● Aim of the exercise: Count how many lines of the material below have the word "this" and give only the number.

● Data shown:

___

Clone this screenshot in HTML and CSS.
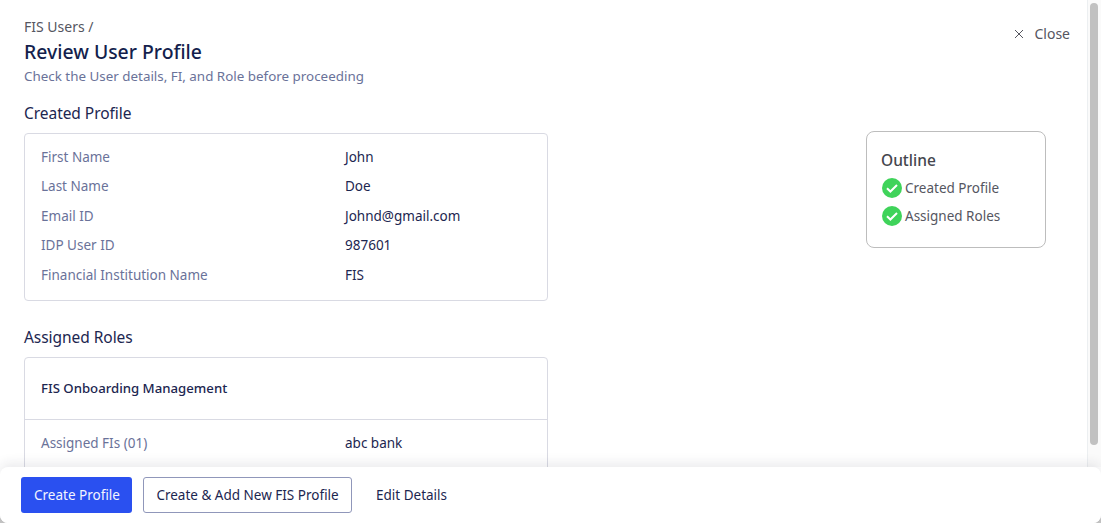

___

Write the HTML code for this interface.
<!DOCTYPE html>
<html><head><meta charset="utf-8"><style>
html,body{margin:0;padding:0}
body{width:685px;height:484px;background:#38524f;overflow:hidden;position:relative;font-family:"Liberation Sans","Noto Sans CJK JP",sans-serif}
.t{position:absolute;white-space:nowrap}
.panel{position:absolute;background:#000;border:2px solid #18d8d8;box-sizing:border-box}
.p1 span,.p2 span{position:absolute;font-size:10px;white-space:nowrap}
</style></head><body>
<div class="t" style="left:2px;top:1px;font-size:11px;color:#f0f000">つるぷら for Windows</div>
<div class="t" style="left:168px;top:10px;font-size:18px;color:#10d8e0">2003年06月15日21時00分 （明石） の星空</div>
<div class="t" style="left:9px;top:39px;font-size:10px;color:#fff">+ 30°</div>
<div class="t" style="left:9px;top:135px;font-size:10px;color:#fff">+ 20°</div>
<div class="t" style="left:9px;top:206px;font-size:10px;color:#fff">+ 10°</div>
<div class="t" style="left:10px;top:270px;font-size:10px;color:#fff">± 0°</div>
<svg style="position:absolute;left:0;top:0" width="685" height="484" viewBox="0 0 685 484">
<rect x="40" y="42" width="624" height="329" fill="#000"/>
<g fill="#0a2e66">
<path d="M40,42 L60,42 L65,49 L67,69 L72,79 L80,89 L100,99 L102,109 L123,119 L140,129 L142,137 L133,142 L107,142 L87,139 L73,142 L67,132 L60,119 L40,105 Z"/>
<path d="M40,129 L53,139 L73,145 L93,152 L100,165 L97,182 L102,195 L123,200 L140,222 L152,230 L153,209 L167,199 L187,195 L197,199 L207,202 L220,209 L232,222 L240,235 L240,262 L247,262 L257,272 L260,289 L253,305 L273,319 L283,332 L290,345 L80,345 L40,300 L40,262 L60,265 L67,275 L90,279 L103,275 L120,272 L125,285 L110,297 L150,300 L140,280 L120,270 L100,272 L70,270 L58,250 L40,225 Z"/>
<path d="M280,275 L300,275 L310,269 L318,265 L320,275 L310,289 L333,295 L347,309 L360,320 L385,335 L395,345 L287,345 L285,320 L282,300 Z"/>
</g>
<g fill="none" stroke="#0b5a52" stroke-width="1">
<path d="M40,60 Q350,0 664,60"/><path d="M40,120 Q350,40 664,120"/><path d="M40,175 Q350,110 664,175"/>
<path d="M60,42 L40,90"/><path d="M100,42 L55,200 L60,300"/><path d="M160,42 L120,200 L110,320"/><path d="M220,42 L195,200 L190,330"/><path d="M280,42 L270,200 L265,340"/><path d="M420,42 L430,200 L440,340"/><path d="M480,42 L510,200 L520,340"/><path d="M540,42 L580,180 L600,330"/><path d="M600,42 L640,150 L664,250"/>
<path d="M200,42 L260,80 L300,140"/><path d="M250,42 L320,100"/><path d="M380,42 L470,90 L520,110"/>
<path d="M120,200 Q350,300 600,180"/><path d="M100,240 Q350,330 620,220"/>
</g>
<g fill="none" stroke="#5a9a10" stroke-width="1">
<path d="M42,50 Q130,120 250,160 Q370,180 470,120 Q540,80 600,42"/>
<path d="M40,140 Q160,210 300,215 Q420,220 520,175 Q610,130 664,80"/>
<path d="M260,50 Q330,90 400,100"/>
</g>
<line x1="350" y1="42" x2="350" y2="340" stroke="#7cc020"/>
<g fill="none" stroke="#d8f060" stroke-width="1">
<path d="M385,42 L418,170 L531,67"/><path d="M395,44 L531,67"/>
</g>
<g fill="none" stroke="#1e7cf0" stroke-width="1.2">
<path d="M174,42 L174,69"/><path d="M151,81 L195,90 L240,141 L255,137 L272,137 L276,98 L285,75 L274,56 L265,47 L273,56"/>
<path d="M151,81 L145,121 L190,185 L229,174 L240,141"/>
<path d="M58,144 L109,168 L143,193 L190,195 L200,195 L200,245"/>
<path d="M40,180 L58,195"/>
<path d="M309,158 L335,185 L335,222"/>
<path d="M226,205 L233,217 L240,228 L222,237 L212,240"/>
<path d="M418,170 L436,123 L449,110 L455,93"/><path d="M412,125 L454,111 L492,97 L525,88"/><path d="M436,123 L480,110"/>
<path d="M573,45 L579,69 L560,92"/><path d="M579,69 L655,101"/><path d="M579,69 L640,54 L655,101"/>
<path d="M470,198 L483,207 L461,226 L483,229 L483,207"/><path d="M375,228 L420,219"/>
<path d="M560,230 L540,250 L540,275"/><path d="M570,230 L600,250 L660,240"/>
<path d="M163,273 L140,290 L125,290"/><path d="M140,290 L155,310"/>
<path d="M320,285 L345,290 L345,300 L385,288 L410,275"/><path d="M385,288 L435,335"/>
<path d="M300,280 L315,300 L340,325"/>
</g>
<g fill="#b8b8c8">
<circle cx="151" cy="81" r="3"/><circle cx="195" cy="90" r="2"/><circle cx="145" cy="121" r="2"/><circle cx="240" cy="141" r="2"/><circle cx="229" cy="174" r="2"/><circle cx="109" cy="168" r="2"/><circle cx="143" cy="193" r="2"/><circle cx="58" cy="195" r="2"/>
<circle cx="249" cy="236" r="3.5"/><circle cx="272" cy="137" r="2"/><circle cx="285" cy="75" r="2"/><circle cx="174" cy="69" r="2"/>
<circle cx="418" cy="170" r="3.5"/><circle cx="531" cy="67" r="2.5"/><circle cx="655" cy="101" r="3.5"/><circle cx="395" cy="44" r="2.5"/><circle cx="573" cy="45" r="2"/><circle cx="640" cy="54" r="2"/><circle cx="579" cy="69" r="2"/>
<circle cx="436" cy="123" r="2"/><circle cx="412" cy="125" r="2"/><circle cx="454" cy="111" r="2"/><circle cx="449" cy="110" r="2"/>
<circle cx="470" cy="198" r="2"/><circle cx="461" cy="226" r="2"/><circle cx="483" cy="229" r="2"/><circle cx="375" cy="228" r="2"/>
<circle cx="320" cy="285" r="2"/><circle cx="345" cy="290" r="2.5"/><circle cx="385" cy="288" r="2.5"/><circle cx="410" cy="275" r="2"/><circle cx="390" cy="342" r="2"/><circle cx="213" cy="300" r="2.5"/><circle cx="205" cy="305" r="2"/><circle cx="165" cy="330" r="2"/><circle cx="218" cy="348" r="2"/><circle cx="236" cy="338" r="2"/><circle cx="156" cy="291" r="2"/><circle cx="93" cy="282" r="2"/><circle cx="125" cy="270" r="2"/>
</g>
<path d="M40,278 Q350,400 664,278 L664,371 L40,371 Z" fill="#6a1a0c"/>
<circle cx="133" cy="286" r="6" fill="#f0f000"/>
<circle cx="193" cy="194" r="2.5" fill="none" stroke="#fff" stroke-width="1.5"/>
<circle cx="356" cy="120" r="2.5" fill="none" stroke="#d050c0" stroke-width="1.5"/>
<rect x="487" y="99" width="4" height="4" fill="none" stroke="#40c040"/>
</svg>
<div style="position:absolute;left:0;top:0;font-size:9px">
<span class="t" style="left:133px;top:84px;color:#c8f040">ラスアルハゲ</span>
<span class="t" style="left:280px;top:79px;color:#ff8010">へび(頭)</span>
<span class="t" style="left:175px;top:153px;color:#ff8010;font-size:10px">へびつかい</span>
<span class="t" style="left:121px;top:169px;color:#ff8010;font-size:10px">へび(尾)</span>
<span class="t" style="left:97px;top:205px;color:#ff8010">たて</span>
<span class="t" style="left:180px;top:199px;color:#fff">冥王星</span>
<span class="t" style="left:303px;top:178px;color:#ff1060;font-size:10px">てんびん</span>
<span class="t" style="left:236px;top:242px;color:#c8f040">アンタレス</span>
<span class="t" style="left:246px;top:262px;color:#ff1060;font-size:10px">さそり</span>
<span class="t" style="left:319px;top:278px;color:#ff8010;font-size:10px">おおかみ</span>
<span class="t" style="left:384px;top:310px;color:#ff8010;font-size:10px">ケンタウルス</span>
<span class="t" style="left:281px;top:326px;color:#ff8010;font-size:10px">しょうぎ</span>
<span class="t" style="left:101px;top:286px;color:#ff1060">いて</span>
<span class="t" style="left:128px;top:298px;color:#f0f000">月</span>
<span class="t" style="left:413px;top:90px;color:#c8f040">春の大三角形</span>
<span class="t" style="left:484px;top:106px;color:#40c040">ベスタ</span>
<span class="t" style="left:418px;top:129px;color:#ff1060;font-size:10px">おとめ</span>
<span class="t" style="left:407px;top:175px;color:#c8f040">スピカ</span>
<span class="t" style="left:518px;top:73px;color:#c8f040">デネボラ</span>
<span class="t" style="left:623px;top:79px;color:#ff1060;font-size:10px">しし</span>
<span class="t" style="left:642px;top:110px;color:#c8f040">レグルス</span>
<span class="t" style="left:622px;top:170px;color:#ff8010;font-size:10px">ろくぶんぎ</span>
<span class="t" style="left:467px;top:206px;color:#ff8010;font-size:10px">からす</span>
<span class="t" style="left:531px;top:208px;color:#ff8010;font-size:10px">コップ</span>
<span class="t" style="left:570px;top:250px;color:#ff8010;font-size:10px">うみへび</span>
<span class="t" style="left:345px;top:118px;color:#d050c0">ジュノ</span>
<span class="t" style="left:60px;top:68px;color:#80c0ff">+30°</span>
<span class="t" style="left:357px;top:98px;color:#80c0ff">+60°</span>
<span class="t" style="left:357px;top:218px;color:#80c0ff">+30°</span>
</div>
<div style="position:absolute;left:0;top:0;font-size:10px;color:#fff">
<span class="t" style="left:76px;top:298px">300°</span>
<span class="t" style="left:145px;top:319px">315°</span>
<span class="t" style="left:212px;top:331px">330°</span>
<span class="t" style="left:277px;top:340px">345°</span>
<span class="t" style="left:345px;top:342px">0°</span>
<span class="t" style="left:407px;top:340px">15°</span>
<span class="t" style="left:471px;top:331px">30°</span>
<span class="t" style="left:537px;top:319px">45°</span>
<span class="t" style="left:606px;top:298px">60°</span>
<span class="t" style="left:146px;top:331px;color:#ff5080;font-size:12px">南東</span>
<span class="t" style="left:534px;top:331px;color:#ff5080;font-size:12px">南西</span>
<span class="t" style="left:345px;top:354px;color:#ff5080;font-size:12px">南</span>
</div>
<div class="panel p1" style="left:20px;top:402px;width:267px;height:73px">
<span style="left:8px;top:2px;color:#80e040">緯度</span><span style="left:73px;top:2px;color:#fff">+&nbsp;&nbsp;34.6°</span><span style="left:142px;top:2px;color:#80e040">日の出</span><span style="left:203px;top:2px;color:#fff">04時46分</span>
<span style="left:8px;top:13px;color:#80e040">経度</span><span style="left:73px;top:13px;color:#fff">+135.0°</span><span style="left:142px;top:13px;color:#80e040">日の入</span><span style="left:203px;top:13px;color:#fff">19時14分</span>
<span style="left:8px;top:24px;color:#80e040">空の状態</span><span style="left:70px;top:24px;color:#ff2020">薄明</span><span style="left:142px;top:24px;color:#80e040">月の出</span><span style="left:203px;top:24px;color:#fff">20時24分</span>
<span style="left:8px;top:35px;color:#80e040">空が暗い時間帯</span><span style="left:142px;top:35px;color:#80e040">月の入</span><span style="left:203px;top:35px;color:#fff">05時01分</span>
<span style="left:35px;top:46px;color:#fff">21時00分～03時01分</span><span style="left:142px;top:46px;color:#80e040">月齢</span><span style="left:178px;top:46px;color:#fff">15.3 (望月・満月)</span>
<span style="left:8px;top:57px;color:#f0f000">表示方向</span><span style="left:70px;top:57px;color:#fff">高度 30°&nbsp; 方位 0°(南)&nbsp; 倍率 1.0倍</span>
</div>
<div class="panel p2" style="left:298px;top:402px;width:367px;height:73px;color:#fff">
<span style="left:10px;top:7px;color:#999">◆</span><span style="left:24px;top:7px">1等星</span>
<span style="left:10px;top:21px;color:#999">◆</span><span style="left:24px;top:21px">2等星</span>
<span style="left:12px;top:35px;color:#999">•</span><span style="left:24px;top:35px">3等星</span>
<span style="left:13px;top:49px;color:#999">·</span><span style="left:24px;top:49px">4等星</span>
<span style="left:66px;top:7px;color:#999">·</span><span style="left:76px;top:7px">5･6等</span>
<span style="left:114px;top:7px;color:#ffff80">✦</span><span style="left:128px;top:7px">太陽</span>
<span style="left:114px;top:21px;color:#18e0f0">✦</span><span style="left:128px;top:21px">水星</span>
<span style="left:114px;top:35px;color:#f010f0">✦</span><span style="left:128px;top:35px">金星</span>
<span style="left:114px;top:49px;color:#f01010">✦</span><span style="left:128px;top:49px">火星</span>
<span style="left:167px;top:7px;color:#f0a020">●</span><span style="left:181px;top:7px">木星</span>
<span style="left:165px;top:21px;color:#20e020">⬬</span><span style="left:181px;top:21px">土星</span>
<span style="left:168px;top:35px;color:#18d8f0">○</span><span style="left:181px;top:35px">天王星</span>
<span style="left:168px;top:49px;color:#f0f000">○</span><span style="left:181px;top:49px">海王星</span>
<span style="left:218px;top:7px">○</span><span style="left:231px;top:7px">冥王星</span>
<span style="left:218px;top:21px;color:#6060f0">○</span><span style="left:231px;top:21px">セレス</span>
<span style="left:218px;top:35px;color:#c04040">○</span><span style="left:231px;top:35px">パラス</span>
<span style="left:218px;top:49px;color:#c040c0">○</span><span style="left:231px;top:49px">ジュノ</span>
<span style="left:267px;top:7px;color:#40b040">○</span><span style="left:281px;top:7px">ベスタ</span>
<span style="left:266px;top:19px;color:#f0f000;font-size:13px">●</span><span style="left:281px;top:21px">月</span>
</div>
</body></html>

___

● Task solution: 2